Germany carries out first reinstated controls at border

German officers have carried out the first passport checks at the country’s border with Austria, after Berlin’s shock decision earlier to reintroduce such controls to halt a surge in refugee numbers.

road-controle

Police stopped all cars and pedestrians at the Freilassing crossing, with three Syrian migrants who were on foot told to remain on the side of the road after officers looked at their documents.

“We want to go to Germany,” one of the three told AFP news agency.

The border crossing at the Bavarian commune is a key road crossing for travellers between the Salzburg region and the southern German region of Bavaria.

Four officers wearing fluorescent yellow vests were seen on duty and checking drivers’ identity cards.

German federal police had said hundreds of officers were being deployed to carry out the newly reintroduced border controls.

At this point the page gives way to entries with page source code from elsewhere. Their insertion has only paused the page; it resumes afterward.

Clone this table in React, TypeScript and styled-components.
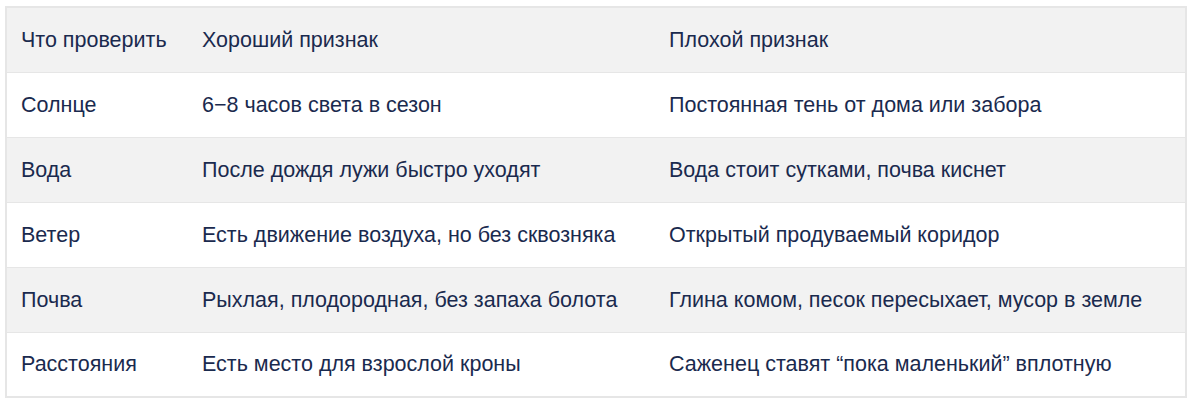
import { FC } from 'react'
import styled, { createGlobalStyle } from 'styled-components'

const GlobalStyle = createGlobalStyle`
  html, body {
    margin: 0;
    padding: 0;
    background: #ffffff;
  }
  body {
    padding: 6px 0 0 5px;
    font-family: 'Liberation Sans', Arial, sans-serif;
  }
`

const Table = styled.table`
  width: 1182px;
  border-collapse: collapse;
  border: 2px solid #e6e6e6;
  color: #1a2a4e;
  font-size: 21.5px;
  line-height: 26px;
`

const Row = styled.tr<{ $striped?: boolean }>`
  height: 65px;
  background: ${(p) => (p.$striped ? '#f2f2f2' : '#ffffff')};
  border-bottom: 1px solid #e6e6e6;
`

const Cell = styled.td<{ $width?: string }>`
  padding: 0 14px;
  width: ${(p) => p.$width ?? 'auto'};
  vertical-align: middle;
  text-align: left;
  font-weight: 400;
  white-space: nowrap;
`

const HeadCell = styled(Cell).attrs({ as: 'th' })``

const rows = [
  ['Солнце', '6−8 часов света в сезон', 'Постоянная тень от дома или забора'],
  ['Вода', 'После дождя лужи быстро уходят', 'Вода стоит сутками, почва киснет'],
  ['Ветер', 'Есть движение воздуха, но без сквозняка', 'Открытый продуваемый коридор'],
  ['Почва', 'Рыхлая, плодородная, без запаха болота', 'Глина комом, песок пересыхает, мусор в земле'],
  ['Расстояния', 'Есть место для взрослой кроны', 'Саженец ставят “пока маленький” вплотную'],
]

const App: FC = () => (
  <>
    <GlobalStyle />
    <Table>
      <thead>
        <Row $striped>
          <HeadCell $width='153px'>Что проверить</HeadCell>
          <HeadCell $width='439px'>Хороший признак</HeadCell>
          <HeadCell>Плохой признак</HeadCell>
        </Row>
      </thead>
      <tbody>
        {rows.map((r, i) => (
          <Row key={r[0]} $striped={i % 2 === 1}>
            <Cell>{r[0]}</Cell>
            <Cell>{r[1]}</Cell>
            <Cell>{r[2]}</Cell>
          </Row>
        ))}
      </tbody>
    </Table>
  </>
)

export default App
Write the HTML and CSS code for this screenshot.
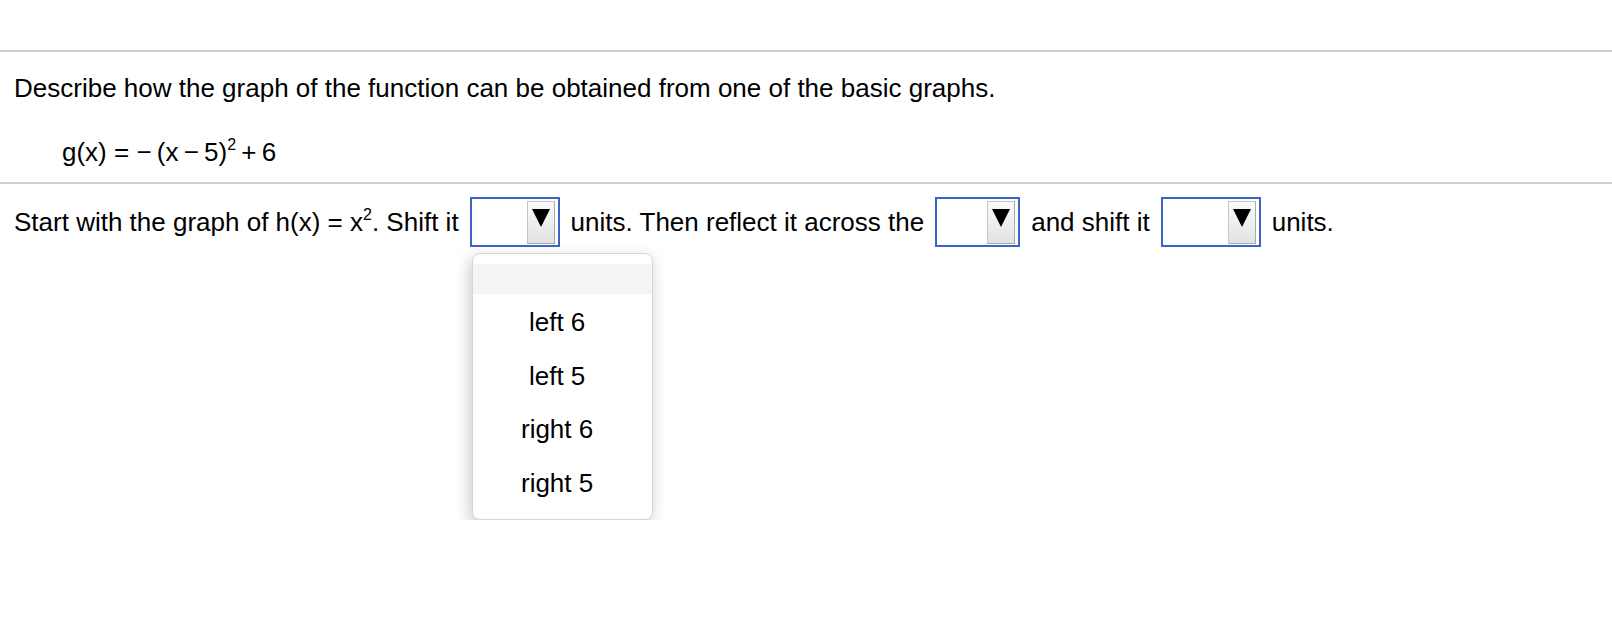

Earlier, Berlin announced that the temporary measure would be taken first on the southern frontier with Austria, where migrant arrivals have soared since Chancellor Angela Merkel effectively opened German borders to refugees a week ago.

“The aim of these measures is to limit the current inflows to Germany and to return to orderly procedures when people enter the country,” said Interior Minister Thomas de Maiziére, adding this was also necessary for security reasons.

Berlin took the step – which is allowed under Europe’s Schengen treaty as long as it remains temporary – a day before EU interior ministers hold an emergency meeting to discuss spreading asylum seekers around the 28-nation bloc.

A European Commission proposal that each country should accept refugees under a system of compulsory quotas is meeting strong resistance from some countries, especially in central Europe – with Slovakia saying it would try to block the plan.

Germany, Europe’s largest and richest economy, has become a magnet for many people fleeing war and poverty in Syria and other parts of the Middle East, Asia and Africa.

Police said around 13,000 migrants arrived in the southern city of Munich alone on Saturday, and another 3,000 on Sunday morning.

Now Germany has joined the list of smaller and poorer countries such as Greece and Hungary that are struggling to manage the huge flow of desperate people.

“This step became necessary. The great willingness to help that Germany has shown in recent weeks – by full-time employees and especially by the many thousands of volunteers – must not be overstrained,” Mr de Maiziére said.

Germany legally justified in reinstating controls

The European Commission said Germany appeared legally justified in reimposing border controls, which have been removed in recent decades across much of the continent, and urged action at Monday’s meeting in Brussels.

“The German decision of today underlines the urgency to agree on the measures proposed by the European Commission in order to manage the refugee crisis,” it said in a statement.

The Czech Republic has also said it will boost controls on the border with Austria over the refugee crisis.

In response, the United Nations refugee agency UNHCR warned the EU must avoid fragmenting into a patchwork of countries with different border rules, which would plunge thousands of refugees into “legal limbo”.

Meanwhile, Germany has halted train traffic from Austria, a spokeswoman for Austrian rail company OeBB said. She said the head of the German rail company told his Austrian counterpart of the decision.

Amid political bickering among European governments, the crisis claimed yet more lives – 28 migrants drowned off a Greek island today when their boat sank, the coastguard said.

Earlier, Berlin made clear it needed help from EU partners. “It’s true: The European lack of action in the refugee crisis is now pushing even Germany to the limit of its ability,” Economy Minister Sigmar Gabriel, who is also vice-chancellor, told the website of Der Tagesspiegel newspaper.

With large numbers of migrants stuck in squalid and chaotic conditions on European borders, or trudging along the side of motorways, Ms Merkel last weekend stopped enforcing the EU’s ‘Dublin’ rules under which asylum seekers should register in the first member state they arrive in.

Mr De Maiziére defended her decision but insisted the Dublin rules were still valid. “We need to quickly return to orderly procedures now,” he added. “We can’t allow refugees to freely choose where they want to stay – that’s not the case anywhere in the world.”

Most asylum seekers are refusing to stay in the poorer southern European countries where they arrive, such as Greece, and are instead making their way to Germany or Sweden where they anticipate a warmer welcome.

Germans have greeted them with cheers and volunteers are flooding in to assist at the end of their arduous and dangerous journeys by sea and land, often via Turkey and the Greek islands, and then onwards through the Balkans, Hungary and Austria.

Despite Germany’s decision, Austria would not introduce additional checks at its border with Hungary, Chancellor Werner Faymann said, according to the Austrian news agency APA.